This is a Capstone Project on Supervised Machine Learning on the FEMA dataset of flood insurance made since 1978.
In total more than 2.4 million records are present with 39 columns (739 MB)
A two step supervised learning flow is modelled on the dataset
- Approval or Denial of Claim using Classifiers
- Estimate Claim Amount of Approved Claims using Regression
Website for the datasource can be found below. https://www.fema.gov/news-release/2019/06/11/fema-publishes-nfip-claims-and-policy-data
Based on the data distribution (among state and claims amounts), a two step modelling is needed to get accurate prediction. As the first step, the approval or denial status of a claim is checked. Upon the condition of approval, a regression model prediction is made on the possible claim amount for the event. This flow is followed (model training and execution) on individual states especially for the once where the number of datapoints are high. For the remaining state with lesser reported case of flooding, a combined pool of datapoint maybe used for prediction.

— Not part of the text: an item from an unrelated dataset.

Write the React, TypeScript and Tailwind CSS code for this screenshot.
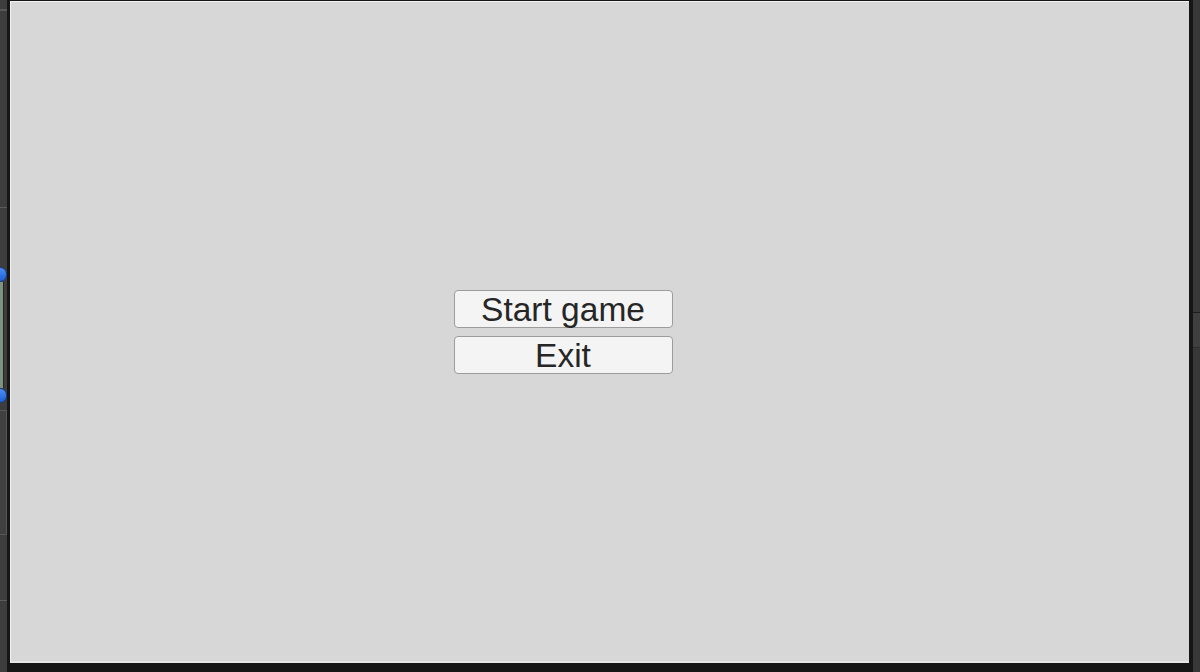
import React from 'react';

function Knob() {
  return (
    <div className="h-[15px] w-full overflow-hidden">
      <div className="-ml-[7px] h-[15px] w-[14px] rounded-full border border-[#1b3f8a] bg-gradient-to-b from-[#4d8ef5] to-[#1d5fd6]" />
    </div>
  );
}

function LeftStrip() {
  return (
    <div className="flex h-full w-[7px] flex-col overflow-hidden bg-[#3d3d3d]">
      <div className="h-[9px]" />
      <div className="h-[2px] bg-[#575757]" />
      <div className="h-[196px]" />
      <div className="h-px bg-[#5a5a5a]" />
      <div className="h-[59px]" />
      <Knob />
      <div className="flex h-[106px]">
        <div className="w-[3px] bg-[#7f917f]" />
        <div className="w-px bg-[#262626]" />
      </div>
      <Knob />
      <div className="h-[7px]" />
      <div className="h-[125px] border border-l-0 border-[#575757] bg-[#404040]" />
      <div className="h-[65px]" />
      <div className="h-px bg-[#5c5c5c]" />
      <div className="flex-1" />
    </div>
  );
}

function RightStrip() {
  return (
    <div className="flex h-full w-[7px] flex-col bg-[#383838]">
      <div className="h-[312px]" />
      <div className="h-px bg-[#1e1e1e]" />
      <div className="h-[34px] bg-[#3f3f3f]" />
      <div className="h-px bg-[#2e2e2e]" />
      <div className="flex-1" />
    </div>
  );
}

function MenuButton({ label }: { label: string }) {
  return (
    <button className="flex h-[38px] w-[219px] items-center justify-center rounded-[4px] border border-[#9c9c9c] bg-[#f4f4f4] pt-[2px] text-[33.5px] leading-none text-[#262626] font-['Liberation_Sans',Arial,sans-serif]">
      {label}
    </button>
  );
}

export default function App() {
  return (
    <div className="flex h-[672px] w-[1200px] overflow-hidden bg-[#1a1a1a]">
      <LeftStrip />
      <div className="flex h-full flex-1 flex-col bg-[#161616] pt-px pl-[3px] pr-[4px] pb-[9px]">
        <div className="flex flex-1 items-center justify-center border-t border-l border-b-2 border-t-[#f2f2f2] border-l-[#f2f2f2] border-b-[#e6e6e6] bg-[#d7d7d7]">
          <div className="mr-[74px] flex flex-col gap-[8px]">
            <MenuButton label="Start game" />
            <MenuButton label="Exit" />
          </div>
        </div>
      </div>
      <RightStrip />
    </div>
  );
}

The approval classification modelling is based on making accurate classification and minizming type I (false positive) errors. Upon the test shown here, the gradient boosting classifiers overall performs the best with upto 80% accuracy scores.
The regression modelling based on gradient boosting give us the higher accuracy prediction of 68% to 78%. Besides this the linear and random forest modelling all gave us above 60% prediction results.